Negli stessi anni è venuta meno anche la fortificazione di un sentimento di fiducia dei cittadini nei confronti degli organismi istituzionali europei, percepiti come distanti e inadeguati ad affrontate le sfide a cui l’Unione è chiamata a dare una risposta. Anche se inizialmente l’entusiasmo europeista che accompagnava la firma di Maastricht era quasi unanime, oggi prevale, come dimostrano la scarsa affluenza alle elezioni europee e il crescente supporto per movimenti nazionalisti, una generale freddezza verso le istituzioni europee.

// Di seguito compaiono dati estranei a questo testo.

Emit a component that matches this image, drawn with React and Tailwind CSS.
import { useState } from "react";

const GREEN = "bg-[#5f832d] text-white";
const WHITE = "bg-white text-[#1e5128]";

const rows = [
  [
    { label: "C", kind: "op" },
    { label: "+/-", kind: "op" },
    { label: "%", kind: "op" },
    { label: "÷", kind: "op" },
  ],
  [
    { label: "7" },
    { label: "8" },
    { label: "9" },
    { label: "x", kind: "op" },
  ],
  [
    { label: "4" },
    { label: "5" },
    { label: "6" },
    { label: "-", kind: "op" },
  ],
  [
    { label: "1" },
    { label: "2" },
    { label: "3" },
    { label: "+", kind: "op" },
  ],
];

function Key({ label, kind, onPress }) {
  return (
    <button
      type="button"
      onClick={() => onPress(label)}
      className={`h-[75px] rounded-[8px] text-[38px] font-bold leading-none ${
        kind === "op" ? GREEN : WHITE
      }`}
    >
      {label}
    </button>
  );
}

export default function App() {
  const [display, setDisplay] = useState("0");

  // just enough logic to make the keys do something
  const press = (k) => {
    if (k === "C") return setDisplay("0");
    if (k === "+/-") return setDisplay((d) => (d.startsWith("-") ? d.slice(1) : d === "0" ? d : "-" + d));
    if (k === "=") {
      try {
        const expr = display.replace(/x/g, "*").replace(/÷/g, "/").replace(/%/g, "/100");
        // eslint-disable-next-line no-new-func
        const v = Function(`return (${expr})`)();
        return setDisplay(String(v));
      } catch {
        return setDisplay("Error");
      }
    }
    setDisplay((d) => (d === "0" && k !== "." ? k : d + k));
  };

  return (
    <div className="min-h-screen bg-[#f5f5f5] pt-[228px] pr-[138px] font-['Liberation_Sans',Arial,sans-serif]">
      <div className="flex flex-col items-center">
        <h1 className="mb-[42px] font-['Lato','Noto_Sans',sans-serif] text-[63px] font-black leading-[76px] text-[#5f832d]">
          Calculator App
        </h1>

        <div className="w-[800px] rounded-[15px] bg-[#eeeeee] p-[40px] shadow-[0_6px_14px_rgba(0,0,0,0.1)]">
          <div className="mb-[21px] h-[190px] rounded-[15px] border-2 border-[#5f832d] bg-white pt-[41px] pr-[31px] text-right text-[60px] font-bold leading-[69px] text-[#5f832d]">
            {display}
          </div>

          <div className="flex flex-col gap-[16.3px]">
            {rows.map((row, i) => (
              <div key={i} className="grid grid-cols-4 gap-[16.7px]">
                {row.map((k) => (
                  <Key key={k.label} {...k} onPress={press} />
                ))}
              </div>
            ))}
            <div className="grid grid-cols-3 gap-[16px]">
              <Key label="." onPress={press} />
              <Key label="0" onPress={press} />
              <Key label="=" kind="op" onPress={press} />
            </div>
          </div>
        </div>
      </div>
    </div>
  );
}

Come suggerisce Carli, per far fronte a questa deriva centrifuga, occorre ripensare gli strumenti che hanno permesso di modellare il progetto di integrazione europea, e per fare questo è necessario fare riferimento ai principi che l’Unione vuole difendere e ai valori su cui essa si fonda. Da ciò la necessità di riportare integralmente il testo del Trattato nel volume. Si vuole offrire al lettore, specialmente ai giovani, la possibilità di riflettere sui contenuti fondativi dell’Unione con l’obiettivo di ravvivare lo spirito che ha guidato le tappe dell’integrazione fino a oggi, in modo da rigenerare una cooperazione che riavvicini i cittadini alle le istituzioni comunitarie, e allo stesso tempo gli Stati membri stessi a obiettivi comuni.

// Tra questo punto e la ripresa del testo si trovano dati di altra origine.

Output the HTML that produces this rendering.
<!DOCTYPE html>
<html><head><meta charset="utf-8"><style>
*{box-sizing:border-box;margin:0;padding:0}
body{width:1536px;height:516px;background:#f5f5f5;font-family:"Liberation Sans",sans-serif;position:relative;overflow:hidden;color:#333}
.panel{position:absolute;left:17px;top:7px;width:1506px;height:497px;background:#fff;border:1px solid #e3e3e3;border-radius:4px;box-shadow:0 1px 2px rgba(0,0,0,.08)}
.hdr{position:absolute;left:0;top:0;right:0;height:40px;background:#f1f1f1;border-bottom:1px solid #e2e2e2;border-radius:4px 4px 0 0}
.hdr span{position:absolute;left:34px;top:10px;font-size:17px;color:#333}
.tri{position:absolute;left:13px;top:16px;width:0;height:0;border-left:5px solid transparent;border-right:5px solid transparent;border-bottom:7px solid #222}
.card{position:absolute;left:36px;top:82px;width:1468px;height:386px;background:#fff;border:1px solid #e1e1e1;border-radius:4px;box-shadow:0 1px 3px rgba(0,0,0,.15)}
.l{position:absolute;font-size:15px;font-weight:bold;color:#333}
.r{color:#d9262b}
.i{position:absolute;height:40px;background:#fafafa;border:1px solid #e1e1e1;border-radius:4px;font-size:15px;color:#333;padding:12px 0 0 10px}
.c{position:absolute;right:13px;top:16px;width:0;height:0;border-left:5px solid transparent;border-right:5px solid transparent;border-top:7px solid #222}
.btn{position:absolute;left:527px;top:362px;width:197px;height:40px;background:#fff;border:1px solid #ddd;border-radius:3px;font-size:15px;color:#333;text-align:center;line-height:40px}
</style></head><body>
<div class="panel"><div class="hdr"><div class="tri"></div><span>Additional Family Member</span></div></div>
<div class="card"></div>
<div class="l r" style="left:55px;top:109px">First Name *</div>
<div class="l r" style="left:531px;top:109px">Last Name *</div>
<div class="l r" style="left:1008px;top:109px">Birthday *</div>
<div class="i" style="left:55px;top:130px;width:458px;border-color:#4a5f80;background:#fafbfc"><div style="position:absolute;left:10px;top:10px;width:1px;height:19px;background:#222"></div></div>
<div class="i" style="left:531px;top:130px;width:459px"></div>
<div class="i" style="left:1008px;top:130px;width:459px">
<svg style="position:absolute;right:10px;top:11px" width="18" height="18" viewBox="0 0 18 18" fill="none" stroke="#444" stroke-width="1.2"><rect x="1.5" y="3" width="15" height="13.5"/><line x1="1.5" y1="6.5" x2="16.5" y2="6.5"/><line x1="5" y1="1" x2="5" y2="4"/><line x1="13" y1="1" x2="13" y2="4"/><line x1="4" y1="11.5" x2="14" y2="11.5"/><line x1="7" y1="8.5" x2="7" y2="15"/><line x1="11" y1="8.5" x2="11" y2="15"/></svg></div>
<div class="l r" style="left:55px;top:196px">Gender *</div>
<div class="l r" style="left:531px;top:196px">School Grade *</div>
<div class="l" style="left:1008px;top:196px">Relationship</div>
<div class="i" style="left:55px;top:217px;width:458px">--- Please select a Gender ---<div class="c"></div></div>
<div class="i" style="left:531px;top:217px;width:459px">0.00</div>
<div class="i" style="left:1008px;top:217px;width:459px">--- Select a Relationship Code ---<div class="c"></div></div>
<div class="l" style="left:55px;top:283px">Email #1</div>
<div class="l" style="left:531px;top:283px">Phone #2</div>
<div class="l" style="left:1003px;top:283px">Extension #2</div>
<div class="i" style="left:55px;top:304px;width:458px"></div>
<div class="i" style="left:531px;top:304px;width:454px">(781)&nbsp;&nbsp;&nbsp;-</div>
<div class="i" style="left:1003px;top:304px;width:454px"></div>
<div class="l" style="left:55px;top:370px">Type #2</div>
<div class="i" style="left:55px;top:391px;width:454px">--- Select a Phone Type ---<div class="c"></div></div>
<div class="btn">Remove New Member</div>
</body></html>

Nell’introduzione viene evidenziato il bisogno di attuare un coordinamento tra gli Stati membri per raggiungere politiche che siano più solidali e coerenti con gli obiettivi di sviluppo, per ridare slancio all’economia europea. Non deve essere ignorato il fatto che all’inizio degli anni Novanta, Maastricht segnò una svolta importantissima nella storia dell'integrazione europea, formalizzando e ampliando il principio di sussidiarietà, dando vita a un’Unione che esercitava ancora un forte potere attrattivo per i paesi circostanti. È proprio lo strumento della sussidiarietà, che se adeguatamente rivisto, può aiutare a fornire risposte efficaci ai problemi che l’Europa è chiamata a risolvere. In modo da recuperare anche il supporto dei cittadini che percepirebbero un’Unione meno normativa e più vicina ai loro bisogni.
Da non sottovalutare è anche l’importanza del rispetto dei valori fondativi dell’Unione per convogliare sotto una linea comune l’azione degli Stati membri. Recentemente, come emerso dalle ultime votazioni per il bilancio europeo, bloccato dal veto di Polonia e Ungheria, interessi nazionali particolaristici continuano a rallentare un percorso di crescita solidale e coeso, danneggiando il rafforzamento comunitario e le risposte che l’Unione si impegna a fornire ai cittadini. È importante quindi, seguendo la soluzione delineata da Carli, partire dalla riscoperta di valori assolutamente condivisi per riuscire a preservare la cooperazione tra Stati membri a beneficio di obiettivi comuni, affinché si possa raggiungere quel progetto Europeo delineato a Maastricht, adattando gli strumenti presentati dal Trattato alla modernità e al nuovo ruolo che l’Unione è chiamata a giocare.